Przyczyny pożaru ustali policyjne śledztwo. W tym celu został powołany biegły z zakresu pożarnictwa. Jednak pocztą pantoflową i przez internet rozniosła się informacja, że to starsza kobieta sama podpaliła swój pokój. — To nie jest prawda. Strażacy, którzy byli na miejscu podejrzewali, że to wina instalacji elektrycznej — wyjaśnia pan Daniel. — Wchodząc do pokoju mamy czułam zapach palonego kabla i słyszałam jakieś trzaski.

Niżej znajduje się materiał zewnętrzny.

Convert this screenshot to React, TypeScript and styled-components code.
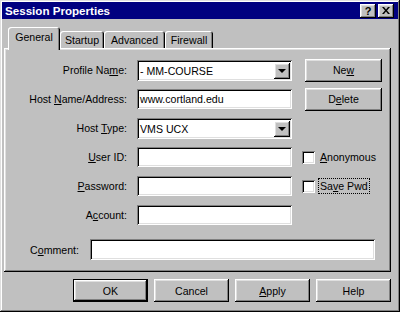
import React from "react";
import styled, { createGlobalStyle, css } from "styled-components";

const GlobalStyle = createGlobalStyle`
  html, body {
    margin: 0;
    padding: 0;
    background: #c0c0c0;
  }
  body {
    font-family: "Liberation Sans", Arial, sans-serif;
    font-size: 10.6px;
    color: #000;
  }
`;

const raised = css`
  box-shadow: inset -1px -1px #000, inset 1px 1px #fff, inset -2px -2px #808080,
    inset 2px 2px #dfdfdf;
`;

const sunken = css`
  box-shadow: inset 1px 1px #808080, inset -1px -1px #fff, inset 2px 2px #000,
    inset -2px -2px #dfdfdf;
`;

const Window = styled.div`
  width: 400px;
  height: 312px;
  box-sizing: border-box;
  padding: 2px;
  background: #c0c0c0;
  box-shadow: inset -1px -1px #000, inset 1px 1px #dfdfdf, inset -2px -2px #808080,
    inset 2px 2px #fff;
  display: flex;
  flex-direction: column;
`;

const TitleBar = styled.div`
  height: 17px;
  background: #000080;
  display: flex;
  align-items: center;
  padding: 0 4px 0 3px;
  gap: 2px;
`;

const Title = styled.div`
  flex: 1;
  color: #fff;
  font-weight: bold;
  font-size: 11.6px;
`;

const CaptionButton = styled.div`
  width: 16px;
  height: 14px;
  background: #c0c0c0;
  ${raised};
  display: flex;
  align-items: center;
  justify-content: center;
  font-weight: bold;
  font-size: 11px;
  line-height: 14px;
`;

const Body = styled.div`
  flex: 1;
  display: flex;
  flex-direction: column;
  padding: 8px 7px 0 2px;
`;

const TabStrip = styled.div`
  height: 21px;
  display: flex;
  align-items: flex-end;
  padding-left: 4px;
`;

const Tab = styled.div<{ $active?: boolean; $w: number }>`
  width: ${(p) => p.$w}px;
  box-sizing: border-box;
  height: ${(p) => (p.$active ? 23 : 17)}px;
  margin-bottom: ${(p) => (p.$active ? -2 : 0)}px;
  padding-bottom: ${(p) => (p.$active ? 4 : 0)}px;
  position: relative;
  z-index: ${(p) => (p.$active ? 1 : 0)};
  background: #c0c0c0;
  border-radius: 3px 3px 0 0;
  box-shadow: inset 1px 1px #fff, inset -1px 0 #000, inset -2px 0 #808080;
  display: flex;
  align-items: center;
  justify-content: center;
`;

const Panel = styled.div`
  height: 224px;
  box-sizing: border-box;
  padding: 12px 0 0 4px;
  ${raised};
`;

const FormGrid = styled.div`
  display: grid;
  grid-template-columns: 119px 155px auto;
  grid-auto-rows: 20px;
  column-gap: 10px;
  row-gap: 9px;
`;

const Label = styled.div<{ $w?: number }>`
  ${(p) => (p.$w ? `width: ${p.$w}px;` : "")}
  display: flex;
  align-items: center;
  justify-content: flex-end;
  white-space: pre;
`;

const Key = styled.span`
  text-decoration: underline;
`;

const Field = styled.div<{ $h?: number; $w?: number }>`
  height: ${(p) => p.$h ?? 20}px;
  ${(p) => (p.$w ? `width: ${p.$w}px;` : "")}
  box-sizing: border-box;
  background: #fff;
  ${sunken};
  display: flex;
  align-items: center;
  padding: 0 2px 0 3px;
  white-space: nowrap;
`;

const FieldText = styled.span`
  flex: 1;
`;

const DropButton = styled.div`
  width: 16px;
  height: 16px;
  background: #c0c0c0;
  ${raised};
  display: flex;
  align-items: center;
  justify-content: center;
`;

const Arrow = styled.div`
  width: 0;
  height: 0;
  border-left: 4px solid transparent;
  border-right: 4px solid transparent;
  border-top: 4px solid #000;
  margin-top: 1px;
`;

const Button = styled.div<{ $w?: number; $default?: boolean }>`
  width: ${(p) => p.$w ?? 75}px;
  height: 23px;
  box-sizing: border-box;
  background: #c0c0c0;
  display: flex;
  align-items: center;
  justify-content: center;
  ${(p) =>
    p.$default
      ? css`
          box-shadow: inset 0 0 0 1px #000, inset -2px -2px #000, inset 2px 2px #fff,
            inset -3px -3px #808080, inset 3px 3px #dfdfdf;
        `
      : raised};
`;

const SideButton = styled(Button)`
  align-self: center;
  margin-left: 3px;
`;

const CheckRow = styled.div`
  display: flex;
  align-items: center;
`;

const CheckBox = styled.div`
  width: 13px;
  height: 13px;
  box-sizing: border-box;
  background: #fff;
  ${sunken};
`;

const CheckLabel = styled.span<{ $focus?: boolean }>`
  margin-left: 4px;
  padding: 1px 1px;
  outline: ${(p) => (p.$focus ? "1px dotted #000" : "none")};
`;

const CommentRow = styled.div`
  display: flex;
  align-items: center;
  margin-top: 14px;
  gap: 11px;
`;

const ButtonRow = styled.div`
  display: flex;
  justify-content: flex-end;
  gap: 6px;
  margin-top: 7px;
`;

const CloseIcon = () => (
  <svg width="8" height="7" viewBox="0 0 8 7">
    <path d="M0 0h2l2 2.5L6 0h2L5 3.5 8 7H6L4 4.5 2 7H0l3-3.5z" fill="#000" />
  </svg>
);

const Select = ({ value }: { value: string }) => (
  <Field $h={21}>
    <FieldText>{value}</FieldText>
    <DropButton>
      <Arrow />
    </DropButton>
  </Field>
);

export default function App() {
  return (
    <>
      <GlobalStyle />
      <Window>
        <TitleBar>
          <Title>Session Properties</Title>
          <CaptionButton>?</CaptionButton>
          <CaptionButton>
            <CloseIcon />
          </CaptionButton>
        </TitleBar>
        <Body>
          <TabStrip>
            <Tab $active $w={52}>General</Tab>
            <Tab $w={44}>Startup</Tab>
            <Tab $w={61}>Advanced</Tab>
            <Tab $w={48}>Firewall</Tab>
          </TabStrip>
          <Panel>
            <FormGrid>
              <Label>
                <span>
                  Profile Na<Key>m</Key>e:
                </span>
              </Label>
              <Select value="- MM-COURSE" />
              <SideButton $w={77}>
                <span>
                  Ne<Key>w</Key>
                </span>
              </SideButton>

              <Label>
                <span>
                  Host <Key>N</Key>ame/Address:
                </span>
              </Label>
              <Field>
                <FieldText>www.cortland.edu</FieldText>
              </Field>
              <SideButton $w={77}>
                <span>
                  D<Key>e</Key>lete
                </span>
              </SideButton>

              <Label>
                <span>
                  Host <Key>T</Key>ype:
                </span>
              </Label>
              <Select value="VMS UCX" />
              <div />

              <Label>
                <span>
                  <Key>U</Key>ser ID:
                </span>
              </Label>
              <Field />
              <CheckRow>
                <CheckBox />
                <CheckLabel>
                  <Key>A</Key>nonymous
                </CheckLabel>
              </CheckRow>

              <Label>
                <span>
                  <Key>P</Key>assword:
                </span>
              </Label>
              <Field />
              <CheckRow>
                <CheckBox />
                <CheckLabel $focus>
                  Sa<Key>v</Key>e Pwd
                </CheckLabel>
              </CheckRow>

              <Label>
                <span>
                  A<Key>c</Key>count:
                </span>
              </Label>
              <Field />
              <div />
            </FormGrid>
            <CommentRow>
              <Label $w={71}>
                <span>
                  C<Key>o</Key>mment:
                </span>
              </Label>
              <Field $h={21} $w={285} />
            </CommentRow>
          </Panel>
          <ButtonRow>
            <Button $default>OK</Button>
            <Button>Cancel</Button>
            <Button>
              <span>
                <Key>A</Key>pply
              </span>
            </Button>
            <Button>Help</Button>
          </ButtonRow>
        </Body>
      </Window>
    </>
  );
}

Powiedziałam o tym później dla strażaka i usłyszałam, że to rzeczywiście mogło coś w gniazdku się zrobić. Moja mama już od dawna nie paliła. Cierpiała na demencję starczą i nawet nie pamiętała, że kiedyś paliła — dodaje żona. Jak zapewnia pan Damian, kobieta nie miała u siebie nic, czym mogłaby zaprószyć ogień.

Obecny czas to trudne chwile dla rodziny Boguszów. Tragiczna śmierć bliskiej osoby dla wszystkich jest zawsze wielką stratą. Dlatego otuchy próbują dodać lokalni społecznicy, angażując się w pomoc. Jednym z nich jest Jacek Szwark, który odwiedził rodzinę. — Zawsze przechodzą mnie ciarki i zastanawiam się co bym zrobił gdyby spotkała mnie taka tragedia — zastanawia się lokalny filantrop. Zachęca przy tym do wpłacania datków za pośrednictwem portalu zrzutka.pl. Internetowa kwesta ma swój identyfikator: yr5gbp — Pomoc pogorzelcom z Suśnika. Już niedługo w wielu punktach na terenie powiatu kętrzyńskiego staną stacjonarne puszki. To inicjatywa Centrum Wolontariatu w Kętrzynie. — Wobec ludzkiej krzywdy nigdy nie możemy przejść obojętnie. Tylko wrażliwość na krzywdę drugiego człowieka czyni nas prawdziwymi ludźmi — mówi Janusz Mazurkiewicz, koordynator kętrzyńskich wolontariuszy.